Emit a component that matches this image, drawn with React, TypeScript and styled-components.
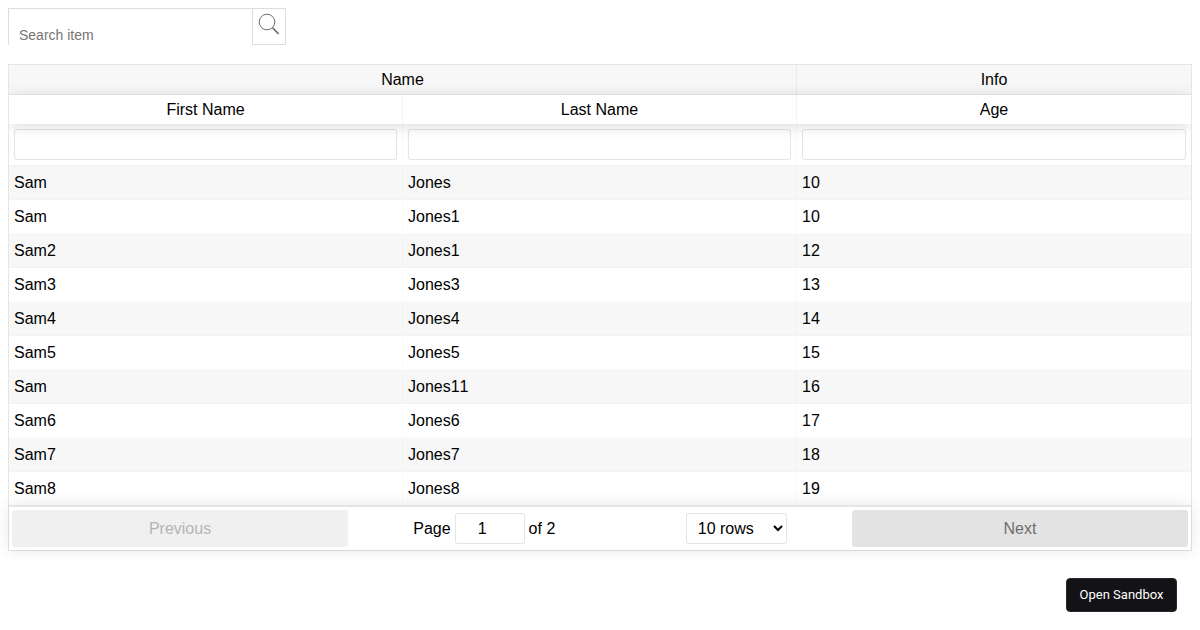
import React from "react";
import styled, { createGlobalStyle } from "styled-components";

const Global = createGlobalStyle`
  html, body { margin: 0; padding: 0; background: #fff; }
  body { font-family: "Liberation Sans", Arial, sans-serif; font-size: 16px; color: #000; height: 630px; overflow: hidden; font-kerning: none; }
  * { box-sizing: border-box; }
  input, select, button { font-kerning: none; }
`;

const Page = styled.div`
  padding: 8px 8px 0;
  display: flex;
  flex-direction: column;
`;

const SearchBar = styled.div`
  display: flex;
  height: 37px;
  margin-bottom: 19px;
`;

const SearchInput = styled.input`
  width: 244px;
  height: 37px;
  padding: 15px 10px 0;
  border: 0;
  border-top: 1px solid #ddd;
  border-left: 1px solid #ddd;
  outline: none;
  font: 14px "Liberation Sans", Arial, sans-serif;
  background: #fff;
  &::placeholder { color: #757575; opacity: 1; }
`;

const SearchButton = styled.button`
  width: 34px;
  height: 37px;
  padding: 0;
  border: 1px solid #ddd;
  background: #fff;
  display: flex;
  justify-content: center;
  padding-top: 4px;
`;

const Table = styled.div`
  width: 1184px;
  border: 1px solid rgba(0, 0, 0, 0.1);
  display: flex;
  flex-direction: column;
  position: relative;
`;

const TableBody = styled.div`
  overflow: hidden;
  display: flex;
  flex-direction: column;
`;

const GroupRow = styled.div`
  display: grid;
  grid-template-columns: 788px 394px;
  height: 30px;
  background: #f7f7f7;
  border-bottom: 1px solid rgba(0, 0, 0, 0.05);
`;

const GroupCell = styled.div<{ $last?: boolean }>`
  text-align: center;
  line-height: 29px;
  border-right: ${(p) => (p.$last ? "0" : "1px solid rgba(0, 0, 0, 0.05)")};
`;

const HeadRow = styled.div`
  display: grid;
  grid-template-columns: repeat(3, 394px);
  height: 29px;
  background: #fff;
  box-shadow: 0 2px 15px 0 rgba(0, 0, 0, 0.15);
  position: relative;
  z-index: 1;
`;

const HeadCell = styled.div<{ $last?: boolean }>`
  text-align: center;
  line-height: 29px;
  border-right: ${(p) => (p.$last ? "0" : "1px solid rgba(0, 0, 0, 0.05)")};
`;

const FilterRow = styled.div`
  display: grid;
  grid-template-columns: repeat(3, 394px);
  height: 42px;
  background: #fff;
  border-bottom: 1px solid rgba(0, 0, 0, 0.05);
`;

const FilterCell = styled.div<{ $last?: boolean }>`
  padding: 5px 5px;
  border-right: ${(p) => (p.$last ? "0" : "1px solid rgba(0, 0, 0, 0.02)")};
`;

const FilterInput = styled.input`
  display: block;
  width: 100%;
  height: 31px;
  border: 1px solid rgba(0, 0, 0, 0.1);
  border-radius: 3px;
  background: #fff;
  outline: none;
`;

const Row = styled.div<{ $odd: boolean }>`
  display: grid;
  grid-template-columns: repeat(3, 394px);
  height: 34px;
  background: ${(p) => (p.$odd ? "rgba(0, 0, 0, 0.03)" : "#fff")};
  border-bottom: 1px solid rgba(0, 0, 0, 0.02);
  &:last-child {
    height: 33px;
    border-bottom: 0;
  }
`;

const Cell = styled.div<{ $last?: boolean }>`
  padding: 0 5px;
  line-height: 33px;
  border-right: ${(p) => (p.$last ? "0" : "1px solid rgba(0, 0, 0, 0.02)")};
`;

const Pagination = styled.div`
  display: grid;
  grid-template-columns: 1fr 1.5fr 1fr;
  height: 45px;
  padding: 3px;
  border-top: 2px solid rgba(0, 0, 0, 0.1);
  box-shadow: 0 0 15px 0 rgba(0, 0, 0, 0.1);
  background: #fff;
  position: relative;
  z-index: 3;
`;

const PageButton = styled.button<{ $dim?: boolean }>`
  height: 37px;
  border: 0;
  border-radius: 3px;
  background: ${(p) => (p.$dim ? "#f0f0f0" : "#e3e3e3")};
  color: ${(p) => (p.$dim ? "#b5b5b5" : "#6e6e6e")};
  font: 16px "Liberation Sans", Arial, sans-serif;
  padding: 0;
`;

const Center = styled.div`
  display: flex;
  align-items: center;
  justify-content: space-around;
  height: 37px;
`;

const PageInfo = styled.span`
  display: flex;
  align-items: center;
  gap: 4px;
`;

const PageInput = styled.input`
  width: 70px;
  height: 31px;
  border: 1px solid rgba(0, 0, 0, 0.1);
  border-radius: 3px;
  background: #fff;
  text-align: center;
  font: 16px "Liberation Sans", Arial, sans-serif;
  outline: none;
  padding: 0 15px 0 0;
`;

const RowsSelect = styled.select`
  width: 101px;
  height: 31px;
  border: 1px solid rgba(0, 0, 0, 0.1);
  border-radius: 3px;
  background: #fff;
  font: 16px "Liberation Sans", Arial, sans-serif;
  padding: 0 7px;
  outline: none;
`;

const SandboxLink = styled.a`
  position: absolute;
  left: 1066px;
  top: 578px;
  width: 111px;
  height: 34px;
  background: #131217;
  border: 1px solid #2a2a2e;
  border-radius: 4px;
  color: #fff;
  font: 13px/32px Roboto, "Liberation Sans", sans-serif;
  text-align: center;
  text-decoration: none;
`;

const data: [string, string, number][] = [
  ["Sam", "Jones", 10],
  ["Sam", "Jones1", 10],
  ["Sam2", "Jones1", 12],
  ["Sam3", "Jones3", 13],
  ["Sam4", "Jones4", 14],
  ["Sam5", "Jones5", 15],
  ["Sam", "Jones11", 16],
  ["Sam6", "Jones6", 17],
  ["Sam7", "Jones7", 18],
  ["Sam8", "Jones8", 19],
];

export default function App() {
  return (
    <>
      <Global />
      <Page>
        <SearchBar>
          <SearchInput placeholder="Search item" />
          <SearchButton aria-label="Search">
            <svg width="22" height="23" viewBox="0 0 22 23" fill="none" stroke="#6f6f6f">
              <circle cx="9" cy="9" r="7.8" strokeWidth="1" />
              <path d="M14.6 14.8 L20.6 20.8" strokeWidth="1.7" />
            </svg>
          </SearchButton>
        </SearchBar>
        <Table>
          <TableBody>
            <GroupRow>
              <GroupCell>Name</GroupCell>
              <GroupCell $last>Info</GroupCell>
            </GroupRow>
            <HeadRow>
              <HeadCell>First Name</HeadCell>
              <HeadCell>Last Name</HeadCell>
              <HeadCell $last>Age</HeadCell>
            </HeadRow>
            <FilterRow>
              <FilterCell><FilterInput /></FilterCell>
              <FilterCell><FilterInput /></FilterCell>
              <FilterCell $last><FilterInput /></FilterCell>
            </FilterRow>
            {data.map(([first, last, age], i) => (
              <Row key={i} $odd={i % 2 === 0}>
                <Cell>{first}</Cell>
                <Cell>{last}</Cell>
                <Cell $last>{age}</Cell>
              </Row>
            ))}
          </TableBody>
          <Pagination>
            <PageButton $dim>Previous</PageButton>
            <Center>
              <PageInfo>
                Page <PageInput defaultValue="1" /> of 2
              </PageInfo>
              <RowsSelect defaultValue="10">
                <option value="10">10 rows</option>
                <option value="20">20 rows</option>
              </RowsSelect>
            </Center>
            <PageButton>Next</PageButton>
          </Pagination>
        </Table>
      </Page>
      <SandboxLink href="#">Open Sandbox</SandboxLink>
    </>
  );
}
-=-=-
▶ Directive
Without including any picture, repeat the data exactly.

▶ Expected answer
Emit a component that matches this image, drawn with React, TypeScript and styled-components.
import React from "react";
import styled, { createGlobalStyle } from "styled-components";

const Global = createGlobalStyle`
  html, body { margin: 0; padding: 0; background: #fff; }
  body { font-family: "Liberation Sans", Arial, sans-serif; font-size: 16px; color: #000; height: 630px; overflow: hidden; font-kerning: none; }
  * { box-sizing: border-box; }
  input, select, button { font-kerning: none; }
`;

const Page = styled.div`
  padding: 8px 8px 0;
  display: flex;
  flex-direction: column;
`;

const SearchBar = styled.div`
  display: flex;
  height: 37px;
  margin-bottom: 19px;
`;

const SearchInput = styled.input`
  width: 244px;
  height: 37px;
  padding: 15px 10px 0;
  border: 0;
  border-top: 1px solid #ddd;
  border-left: 1px solid #ddd;
  outline: none;
  font: 14px "Liberation Sans", Arial, sans-serif;
  background: #fff;
  &::placeholder { color: #757575; opacity: 1; }
`;

const SearchButton = styled.button`
  width: 34px;
  height: 37px;
  padding: 0;
  border: 1px solid #ddd;
  background: #fff;
  display: flex;
  justify-content: center;
  padding-top: 4px;
`;

const Table = styled.div`
  width: 1184px;
  border: 1px solid rgba(0, 0, 0, 0.1);
  display: flex;
  flex-direction: column;
  position: relative;
`;

const TableBody = styled.div`
  overflow: hidden;
  display: flex;
  flex-direction: column;
`;

const GroupRow = styled.div`
  display: grid;
  grid-template-columns: 788px 394px;
  height: 30px;
  background: #f7f7f7;
  border-bottom: 1px solid rgba(0, 0, 0, 0.05);
`;

const GroupCell = styled.div<{ $last?: boolean }>`
  text-align: center;
  line-height: 29px;
  border-right: ${(p) => (p.$last ? "0" : "1px solid rgba(0, 0, 0, 0.05)")};
`;

const HeadRow = styled.div`
  display: grid;
  grid-template-columns: repeat(3, 394px);
  height: 29px;
  background: #fff;
  box-shadow: 0 2px 15px 0 rgba(0, 0, 0, 0.15);
  position: relative;
  z-index: 1;
`;

const HeadCell = styled.div<{ $last?: boolean }>`
  text-align: center;
  line-height: 29px;
  border-right: ${(p) => (p.$last ? "0" : "1px solid rgba(0, 0, 0, 0.05)")};
`;

const FilterRow = styled.div`
  display: grid;
  grid-template-columns: repeat(3, 394px);
  height: 42px;
  background: #fff;
  border-bottom: 1px solid rgba(0, 0, 0, 0.05);
`;

const FilterCell = styled.div<{ $last?: boolean }>`
  padding: 5px 5px;
  border-right: ${(p) => (p.$last ? "0" : "1px solid rgba(0, 0, 0, 0.02)")};
`;

const FilterInput = styled.input`
  display: block;
  width: 100%;
  height: 31px;
  border: 1px solid rgba(0, 0, 0, 0.1);
  border-radius: 3px;
  background: #fff;
  outline: none;
`;

const Row = styled.div<{ $odd: boolean }>`
  display: grid;
  grid-template-columns: repeat(3, 394px);
  height: 34px;
  background: ${(p) => (p.$odd ? "rgba(0, 0, 0, 0.03)" : "#fff")};
  border-bottom: 1px solid rgba(0, 0, 0, 0.02);
  &:last-child {
    height: 33px;
    border-bottom: 0;
  }
`;

const Cell = styled.div<{ $last?: boolean }>`
  padding: 0 5px;
  line-height: 33px;
  border-right: ${(p) => (p.$last ? "0" : "1px solid rgba(0, 0, 0, 0.02)")};
`;

const Pagination = styled.div`
  display: grid;
  grid-template-columns: 1fr 1.5fr 1fr;
  height: 45px;
  padding: 3px;
  border-top: 2px solid rgba(0, 0, 0, 0.1);
  box-shadow: 0 0 15px 0 rgba(0, 0, 0, 0.1);
  background: #fff;
  position: relative;
  z-index: 3;
`;

const PageButton = styled.button<{ $dim?: boolean }>`
  height: 37px;
  border: 0;
  border-radius: 3px;
  background: ${(p) => (p.$dim ? "#f0f0f0" : "#e3e3e3")};
  color: ${(p) => (p.$dim ? "#b5b5b5" : "#6e6e6e")};
  font: 16px "Liberation Sans", Arial, sans-serif;
  padding: 0;
`;

const Center = styled.div`
  display: flex;
  align-items: center;
  justify-content: space-around;
  height: 37px;
`;

const PageInfo = styled.span`
  display: flex;
  align-items: center;
  gap: 4px;
`;

const PageInput = styled.input`
  width: 70px;
  height: 31px;
  border: 1px solid rgba(0, 0, 0, 0.1);
  border-radius: 3px;
  background: #fff;
  text-align: center;
  font: 16px "Liberation Sans", Arial, sans-serif;
  outline: none;
  padding: 0 15px 0 0;
`;

const RowsSelect = styled.select`
  width: 101px;
  height: 31px;
  border: 1px solid rgba(0, 0, 0, 0.1);
  border-radius: 3px;
  background: #fff;
  font: 16px "Liberation Sans", Arial, sans-serif;
  padding: 0 7px;
  outline: none;
`;

const SandboxLink = styled.a`
  position: absolute;
  left: 1066px;
  top: 578px;
  width: 111px;
  height: 34px;
  background: #131217;
  border: 1px solid #2a2a2e;
  border-radius: 4px;
  color: #fff;
  font: 13px/32px Roboto, "Liberation Sans", sans-serif;
  text-align: center;
  text-decoration: none;
`;

const data: [string, string, number][] = [
  ["Sam", "Jones", 10],
  ["Sam", "Jones1", 10],
  ["Sam2", "Jones1", 12],
  ["Sam3", "Jones3", 13],
  ["Sam4", "Jones4", 14],
  ["Sam5", "Jones5", 15],
  ["Sam", "Jones11", 16],
  ["Sam6", "Jones6", 17],
  ["Sam7", "Jones7", 18],
  ["Sam8", "Jones8", 19],
];

export default function App() {
  return (
    <>
      <Global />
      <Page>
        <SearchBar>
          <SearchInput placeholder="Search item" />
          <SearchButton aria-label="Search">
            <svg width="22" height="23" viewBox="0 0 22 23" fill="none" stroke="#6f6f6f">
              <circle cx="9" cy="9" r="7.8" strokeWidth="1" />
              <path d="M14.6 14.8 L20.6 20.8" strokeWidth="1.7" />
            </svg>
          </SearchButton>
        </SearchBar>
        <Table>
          <TableBody>
            <GroupRow>
              <GroupCell>Name</GroupCell>
              <GroupCell $last>Info</GroupCell>
            </GroupRow>
            <HeadRow>
              <HeadCell>First Name</HeadCell>
              <HeadCell>Last Name</HeadCell>
              <HeadCell $last>Age</HeadCell>
            </HeadRow>
            <FilterRow>
              <FilterCell><FilterInput /></FilterCell>
              <FilterCell><FilterInput /></FilterCell>
              <FilterCell $last><FilterInput /></FilterCell>
            </FilterRow>
            {data.map(([first, last, age], i) => (
              <Row key={i} $odd={i % 2 === 0}>
                <Cell>{first}</Cell>
                <Cell>{last}</Cell>
                <Cell $last>{age}</Cell>
              </Row>
            ))}
          </TableBody>
          <Pagination>
            <PageButton $dim>Previous</PageButton>
            <Center>
              <PageInfo>
                Page <PageInput defaultValue="1" /> of 2
              </PageInfo>
              <RowsSelect defaultValue="10">
                <option value="10">10 rows</option>
                <option value="20">20 rows</option>
              </RowsSelect>
            </Center>
            <PageButton>Next</PageButton>
          </Pagination>
        </Table>
      </Page>
      <SandboxLink href="#">Open Sandbox</SandboxLink>
    </>
  );
}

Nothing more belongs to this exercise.